‘The Ones That Got Away’
‘The ones that got away’ refers to the dreams I recorded after September the 11th 2001. Trying to retrieve your dreams is like having sand running between your fingers. I had recorded my dreams before; intrigued by the way they often mirrored events that occurred during the day. After September the 11th I began recording my dreams again to see how my sub-conscious would try to deal with this highly fraught period that seemed to penetrate everyone’s psyche right across the planet; I was often surprised by the moral ambiguity of my acts in these dreams.
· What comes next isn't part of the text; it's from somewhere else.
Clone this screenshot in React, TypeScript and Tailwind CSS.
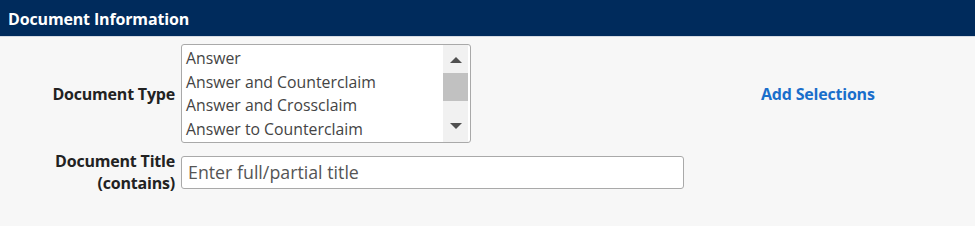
import React from "react";

const docTypes = [
  "Answer",
  "Answer and Counterclaim",
  "Answer and Crossclaim",
  "Answer to Counterclaim",
];

export default function App() {
  return (
    <div className="h-[226px] w-[975px] bg-[#f7f7f7] font-['Open_Sans',sans-serif] text-[#333]">
      <div className="flex h-[37px] items-center border-b border-[#d6dbe3] bg-[#002b5c] px-2 pt-[2px]">
        <h2 className="text-[16px] font-bold tracking-[-0.15px] text-white">Document Information</h2>
      </div>

      <div className="flex items-center pt-[7px]">
        <label className="w-[176px] pr-[1px] text-right text-[16px] font-bold tracking-[-0.2px] text-[#222]">
          Document Type
        </label>
        <div className="ml-[5px] flex h-[99px] w-[290px] overflow-hidden rounded-[3px] border border-[#a9a9a9] bg-white">
          <ul className="flex-1 pl-[4px] pt-[2px]">
            {docTypes.map((t) => (
              <li key={t} className="h-[23.5px] text-[15.8px] leading-[23.5px] text-[#444]">
                {t}
              </li>
            ))}
          </ul>
          <div className="mr-[2px] flex w-[25px] flex-col items-center bg-[#f1f1f1]">
            <svg width="12" height="8" viewBox="0 0 12 8" className="mt-[11px]">
              <path d="M0 7 L6 1 L12 7 Z" fill="#505050" />
            </svg>
            <div className="mt-[9px] h-[28px] w-full bg-[#c1c1c1]" />
            <div className="flex-1" />
            <svg width="12" height="8" viewBox="0 0 12 8" className="mb-[12px]">
              <path d="M0 1 L6 7 L12 1 Z" fill="#505050" />
            </svg>
          </div>
        </div>
        <a className="ml-[290px] cursor-pointer text-[16px] font-bold tracking-[-0.2px] text-[#1a6ecb]">Add Selections</a>
      </div>

      <div className="mt-[7px] flex items-center">
        <label className="w-[176px] pr-[1px] text-right text-[16px] font-bold leading-[22px] tracking-[-0.2px] text-[#222]">
          Document Title
          <br />
          (contains)
        </label>
        <input
          type="text"
          placeholder="Enter full/partial title"
          className="ml-[5px] h-[33px] w-[503px] rounded-[3px] border border-[#a9a9a9] bg-white px-[6px] text-[17.8px] text-[#333] outline-none placeholder:text-[#555]"
        />
      </div>
    </div>
  );
}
To make these dream or dusk pictures, I used luminescent pigment, as I wanted to work with a material whose beauty only becomes apparent under extreme circumstances, fragile and inconsistent, like the dreams themselves. And I wanted the material to function like a battery, something that could take and carry a charge, somehow absorbing the tension of the day and polluting the night.
“The injury can not be healed: it extends through time.” Primo Levy
The Hotel room, a place of passage, seemed an appropriate location for a visitor’s dreams. I wanted to show the dream pictures together with a series of pillows I had made from a Dürer drawing dating from 1493. I had been particularly attracted by the tortured and visceral nature of the drawing, which suggested the paradox of sleep as a form of forgetting/oblivion and regeneration. I coated them with the same luminescent material. The pillows and pictures in the hotel room are charged by the violent, almost traumatic discharge of light from the flash heads, juxtaposing the brutality of the instant with the duration of the slow fade.